The perfect storm
History is always a good reference point when trying to predict the future. The only issue is that many folks get too caught up analyzing the past and forget that the real task at hand is looking forward. The recent market sell-off was almost reminiscent of the 2008 sell-down leading to the global financial crises (or “GFC,” as some insiders refer to it). Just within the first week of February, the US stock market lost $37 billion in value, an almost domino effect from the decline in the Chinese market from fourth quarter 2015 and January 2016.
As an entrepreneur and investor, it is always important to understand the macro headwinds so one can review strategic plans in relation to the change in the weather. For example, it isn’t wise to sail in turbulent waters especially when you have meager supplies. I have always seen the financial markets as a bellwether and predictor of the economic headwinds. While it is true markets can react drastically to current issues, the smart investor is more adept at reading the crystal ball than the ordinary layman. Thus, efficient markets do react ahead of the actual event and therefore serve as a predictor. What are the markets concerned with now?

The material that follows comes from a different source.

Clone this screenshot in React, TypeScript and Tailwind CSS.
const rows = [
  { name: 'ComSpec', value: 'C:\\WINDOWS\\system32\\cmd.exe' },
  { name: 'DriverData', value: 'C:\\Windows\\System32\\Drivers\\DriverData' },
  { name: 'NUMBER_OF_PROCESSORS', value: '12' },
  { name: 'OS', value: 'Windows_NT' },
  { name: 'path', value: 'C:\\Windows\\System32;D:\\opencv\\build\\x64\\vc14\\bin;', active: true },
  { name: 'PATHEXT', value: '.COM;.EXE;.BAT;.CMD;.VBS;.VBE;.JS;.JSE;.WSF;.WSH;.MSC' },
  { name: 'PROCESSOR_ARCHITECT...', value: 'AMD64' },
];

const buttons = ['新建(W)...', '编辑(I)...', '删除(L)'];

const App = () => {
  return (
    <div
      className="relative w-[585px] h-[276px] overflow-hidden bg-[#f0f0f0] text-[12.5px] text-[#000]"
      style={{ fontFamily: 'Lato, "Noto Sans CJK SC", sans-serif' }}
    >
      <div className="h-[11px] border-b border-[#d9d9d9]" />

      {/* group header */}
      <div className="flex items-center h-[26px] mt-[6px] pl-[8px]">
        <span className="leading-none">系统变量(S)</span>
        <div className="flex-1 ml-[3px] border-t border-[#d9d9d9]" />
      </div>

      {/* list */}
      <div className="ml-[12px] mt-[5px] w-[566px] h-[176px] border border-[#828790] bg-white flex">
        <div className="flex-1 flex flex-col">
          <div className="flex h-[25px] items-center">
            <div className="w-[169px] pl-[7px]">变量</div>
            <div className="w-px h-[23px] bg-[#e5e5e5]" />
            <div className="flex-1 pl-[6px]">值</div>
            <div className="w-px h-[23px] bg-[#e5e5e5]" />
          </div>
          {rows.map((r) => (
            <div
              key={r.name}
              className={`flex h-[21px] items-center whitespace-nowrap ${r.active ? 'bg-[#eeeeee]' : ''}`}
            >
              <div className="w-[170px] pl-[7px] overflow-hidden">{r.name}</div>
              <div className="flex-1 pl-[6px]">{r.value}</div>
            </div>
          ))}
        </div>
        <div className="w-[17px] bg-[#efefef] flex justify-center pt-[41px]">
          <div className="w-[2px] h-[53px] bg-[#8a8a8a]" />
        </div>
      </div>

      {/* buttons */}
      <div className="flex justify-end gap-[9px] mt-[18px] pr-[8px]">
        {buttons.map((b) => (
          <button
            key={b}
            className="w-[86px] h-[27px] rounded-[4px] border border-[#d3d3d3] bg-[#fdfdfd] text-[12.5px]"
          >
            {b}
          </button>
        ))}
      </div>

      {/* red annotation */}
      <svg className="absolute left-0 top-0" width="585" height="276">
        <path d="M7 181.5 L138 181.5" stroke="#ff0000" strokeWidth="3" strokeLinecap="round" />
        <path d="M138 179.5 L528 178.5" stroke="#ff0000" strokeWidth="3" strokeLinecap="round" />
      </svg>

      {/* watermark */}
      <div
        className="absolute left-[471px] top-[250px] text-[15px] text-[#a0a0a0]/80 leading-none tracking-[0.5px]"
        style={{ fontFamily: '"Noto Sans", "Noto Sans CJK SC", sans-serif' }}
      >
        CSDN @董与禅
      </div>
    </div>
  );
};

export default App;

Low oil prices. Crude oil costs are at an all-time low. While this is good for oil-importing countries and consumers in general, it is bad for oil-producing countries and companies that have historically been big liquidity contributors to the financial system.
China. There is no doubt China’s economy is slowing and the “official” data released on Chinese economic growth is likely overstated by 200 basis points. China’s real growth is likely at five percent per annum (down from seven-plus percent), and the slowdown has a significant impact on the rest of the world. China, with its surging population, is also transitioning from an export-based economy to one that is consumption-based. The transition obviously has its own set of challenges. Also watch out for the huge amounts of bad debt in the Chinese financial system. (Subprime Part II.)

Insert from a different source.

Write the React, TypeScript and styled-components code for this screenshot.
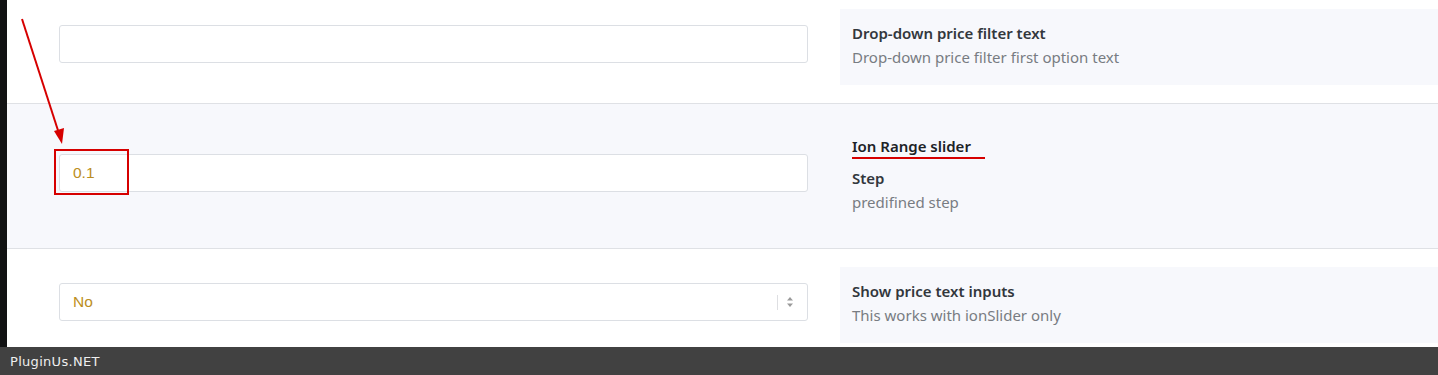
import React from "react";
import styled, { createGlobalStyle } from "styled-components";

const Global = createGlobalStyle`
  html, body { margin: 0; padding: 0; background: #fff; }
  body { font-family: "Noto Sans", "Open Sans", sans-serif; }
  * { box-sizing: border-box; }
`;

const Page = styled.div`
  position: relative;
  width: 1438px;
  height: 375px;
  overflow: hidden;
  display: flex;
  flex-direction: column;
`;

const Body = styled.div`
  flex: 1;
  display: flex;
  min-height: 0;
`;

const Strip = styled.div`
  width: 7px;
  flex: none;
  background: #111213;
`;

const Rows = styled.div`
  flex: 1;
  display: flex;
  flex-direction: column;
`;

const Row = styled.div<{ $h: number; $alt?: boolean; $last?: boolean; $pt: number; $inputTop: number }>`
  height: ${(p) => p.$h}px;
  flex: none;
  display: grid;
  grid-template-columns: 749px 1fr;
  column-gap: 32px;
  align-items: start;
  padding: ${(p) => p.$pt}px 0 0 52px;
  background: ${(p) => (p.$alt ? "#f7f8fc" : "#fff")};
  border-bottom: ${(p) => (p.$last ? "none" : "1px solid #dfe1e5")};
  & > :first-child { margin-top: ${(p) => p.$inputTop}px; }
`;

const Field = styled.div`
  height: 38px;
  border: 1px solid #dcdfe4;
  border-radius: 3px;
  background: #fff;
  display: flex;
  align-items: center;
  padding: 0 13px;
  font-family: "Liberation Sans", Arial, sans-serif;
  font-size: 15.5px;
  color: #bb8e22;
  position: relative;
`;

const SelectArrows = styled.div`
  margin-left: auto;
  display: flex;
  align-items: center;
  gap: 8px;
  height: 100%;
`;

const Divider = styled.span`
  width: 1px;
  height: 15px;
  background: #dedfe2;
`;

const Info = styled.div`
  background: #f7f8fc;
  padding: 14px 12px 18px;
  min-height: 76px;
`;

const Title = styled.div`
  font-size: 15px;
  font-weight: 600;
  color: #32373c;
  line-height: 20px;
  margin-bottom: 4px;
`;

const Section = styled.div`
  position: relative;
  display: inline-block;
  font-size: 15px;
  font-weight: 600;
  color: #1d2327;
  line-height: 20px;
  margin-bottom: 12px;
`;

const Underline = styled.span`
  position: absolute;
  left: 0;
  right: -14px;
  bottom: -3px;
  height: 2px;
  background: #d60000;
`;

const Desc = styled.div`
  font-size: 15px;
  color: #787c82;
  line-height: 20px;
`;

const Footer = styled.div`
  height: 28px;
  flex: none;
  background: #414141;
  display: flex;
  align-items: center;
  padding-left: 10px;
  font-family: "DejaVu Sans", sans-serif;
  font-size: 13px;
  letter-spacing: 0.3px;
  color: #eeeeee;
`;

const Overlay = styled.svg`
  position: absolute;
  left: 0;
  top: 0;
  pointer-events: none;
`;

export default function App() {
  return (
    <Page>
      <Global />
      <Body>
        <Strip />
        <Rows>
          <Row $h={104} $pt={9} $inputTop={16}>
            <Field />
            <Info>
              <Title>Drop-down price filter text</Title>
              <Desc>Drop-down price filter first option text</Desc>
            </Info>
          </Row>
          <Row $h={145} $alt $pt={17} $inputTop={33}>
            <Field>0.1</Field>
            <Info>
              <Section>
                Ion Range slider
                <Underline />
              </Section>
              <Title>Step</Title>
              <Desc>predifined step</Desc>
            </Info>
          </Row>
          <Row $h={98} $last $pt={18} $inputTop={16}>
            <Field>
              No
              <SelectArrows>
                <Divider />
                <svg width="8" height="12" viewBox="0 0 8 12">
                  <path d="M4 1 L7 4.5 L1 4.5 Z" fill="#9a9a9a" />
                  <path d="M4 11 L7 7.5 L1 7.5 Z" fill="#9a9a9a" />
                </svg>
              </SelectArrows>
            </Field>
            <Info>
              <Title>Show price text inputs</Title>
              <Desc>This works with ionSlider only</Desc>
            </Info>
          </Row>
        </Rows>
      </Body>
      <Footer>PluginUs.NET</Footer>
      <Overlay width="200" height="220">
        <line x1="22" y1="19" x2="58.5" y2="132" stroke="#d60000" strokeWidth="2" />
        <path d="M62 144 L54 131 L64 128 Z" fill="#d60000" />
        <rect x="55" y="150" width="73" height="44" fill="none" stroke="#d60000" strokeWidth="2" />
      </Overlay>
    </Page>
  );
}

Slowdown in US economy. US Corporate earnings in fourth quarter 2015 were disappointing and the same can be expected in first quarter 2016. Economic data also looks anaemic. Given the size of the US economy, a lack of growth does impact the whole world.
Disruption and dislocation. Advancements in robotics will lead to large-scale automation of many tasks. While this will boost productivity of operating companies, it will lead to massive dislocation of traditional jobs, both white collar and blue collar. I do not think anyone has fully grasped the scale of this dislocation. It is not a question of “if” but “when.” It is a real concern as the world cannot have a strong consumption-based market without a broad base of earning households to support it.

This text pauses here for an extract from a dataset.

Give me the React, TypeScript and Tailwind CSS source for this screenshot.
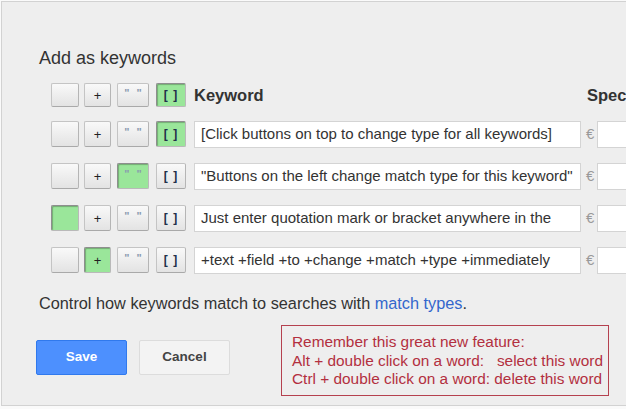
import React from "react";

const font = { fontFamily: '"Liberation Sans", Arial, sans-serif' };

type BtnProps = { w: string; on?: boolean; h: string; children?: React.ReactNode };

function MatchButton({ w, on, h, children }: BtnProps) {
  const base = "flex items-center justify-center rounded-[2px] border text-[11px] font-bold leading-none";
  const look = on
    ? "bg-[#9ae69a] border-[#8e8e8e] border-b-[#b9b9b9] border-r-[#b9b9b9] shadow-[inset_1px_1px_1px_rgba(0,0,0,0.25)]"
    : "bg-gradient-to-b from-[#f9f9f9] to-[#e3e3e3] border-[#c4c4c4] border-b-[#a9a9a9] border-r-[#b5b5b5]";
  return <div className={`${base} ${look} ${w} ${h} shrink-0`}>{children}</div>;
}

function ButtonSet({ active, h }: { active: number; h: string }) {
  return (
    <div className="flex items-center">
      <MatchButton w="w-[28px]" h={h} on={active === 0} />
      <div className="ml-[5px]">
        <MatchButton w="w-[27px]" h={h} on={active === 1}>
          <span className="text-[13px] font-normal text-[#222]">+</span>
        </MatchButton>
      </div>
      <div className="ml-[6px]">
        <MatchButton w="w-[32px]" h={h} on={active === 2}>
          <span className="text-[11px] text-[#8a9bb0] tracking-[2px] pl-[2px] -mt-[3px]">" "</span>
        </MatchButton>
      </div>
      <div className="ml-[7px]">
        <MatchButton w="w-[30px]" h={h} on={active === 3}>
          <span className="text-[12px] text-[#22304a] tracking-[1px]">[ ]</span>
        </MatchButton>
      </div>
    </div>
  );
}

const rows = [
  { active: 3, text: "[Click buttons on top to change type for all keywords]" },
  { active: 2, text: "\"Buttons on the left change match type for this keyword\"" },
  { active: 0, text: "Just enter quotation mark or bracket anywhere in the" },
  { active: 1, text: "+text +field +to +change +match +type +immediately" },
];

export default function App() {
  return (
    <div className="w-[626px] h-[409px] bg-[#fafafa] overflow-hidden" style={font}>
      <div className="ml-[1px] mt-[1px] w-[700px] h-[405px] border border-[#d2d2d2] bg-[#eeeeee] pl-[34px] pt-[44px]">
        <div className="ml-[3px] mt-[2px] text-[18px] leading-[20px] text-[#333]">Add as keywords</div>

        <div className="ml-[15px] mt-[15px] flex items-center h-[24px]">
          <ButtonSet active={3} h="h-[24px]" />
          <div className="ml-[8px] w-[393px] text-[16.5px] font-bold text-[#333]">Keyword</div>
          <div className="text-[16.5px] font-bold text-[#333]">Spec</div>
        </div>

        <div className="ml-[15px] mt-[13px] flex flex-col gap-[14px]">
          {rows.map((r, i) => (
            <div key={i} className="flex items-center h-[28px]">
              <ButtonSet active={r.active} h="h-[26px]" />
              <div className="ml-[8px] w-[387px] h-[27px] bg-white border border-[#d4d4d4] flex items-center pl-[6px] text-[15px] text-[#333] whitespace-nowrap overflow-hidden">
                {r.text}
              </div>
              <div className="ml-[5px] w-[11px] text-[15px] text-[#999]">€</div>
              <div className="w-[60px] h-[27px] bg-white border border-[#d4d4d4]" />
            </div>
          ))}
        </div>

        <div className="ml-[3px] mt-[20px] text-[16.3px] leading-[18px] text-[#333]">
          Control how keywords match to searches with <span className="text-[#3366cc]">match types</span>.
        </div>

        <div className="mt-[13px] flex items-start">
          <div className="mt-[15px] w-[91px] h-[35px] rounded-[2px] bg-[#4d90fe] border border-[#3079ed] flex items-center justify-center text-[13.5px] font-bold text-white">
            Save
          </div>
          <div className="mt-[15px] ml-[12px] w-[91px] h-[35px] rounded-[2px] bg-[#f3f3f3] border border-[#dcdcdc] flex items-center justify-center text-[13.5px] font-bold text-[#444]">
            Cancel
          </div>
          <div className="ml-[51px] w-[328px] h-[71px] border border-[#b5414f] pl-[10px] pt-[7px] text-[15.4px] leading-[18.5px] text-[#b3303f] whitespace-pre">
            <div>Remember this great new feature:</div>
            <div>Alt + double click on a word:   select this word</div>
            <div>Ctrl + double click on a word: delete this word</div>
          </div>
        </div>
      </div>
    </div>
  );
}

Muscle memory. Traders, trading systems, funds and retail investors all have 2008 fresh in their memory. There seems to be a kneejerk reaction or Pavlovian response to anything that could resemble a pre-GFC market selldown.
Some folks think we have elements that can lead to the perfect storm. My personal view is the bull market is over and the bears are back. However, we must give time to the economic system to work through these issues and move the global economy to more solid footing. I would expect more choppy waters ahead. On the bright side, both the Philippines and Vietnam have been singled out as the “bright spots” among world economies in a recent talk held by McKinsey & Company. Safe havens are local consumption-based businesses, and those new economy companies operating on the Internet or in digital space. Now is the time to hunker down and focus on work that produces tangible value and solid fundamentals. I would not espouse a build-to-flip model during this period but rather position your business for the long game and be there and ready when the bulls come back. For those already in market-leading positions in the home market, the rest of the region and world can provide consolidation and acquisition opportunities.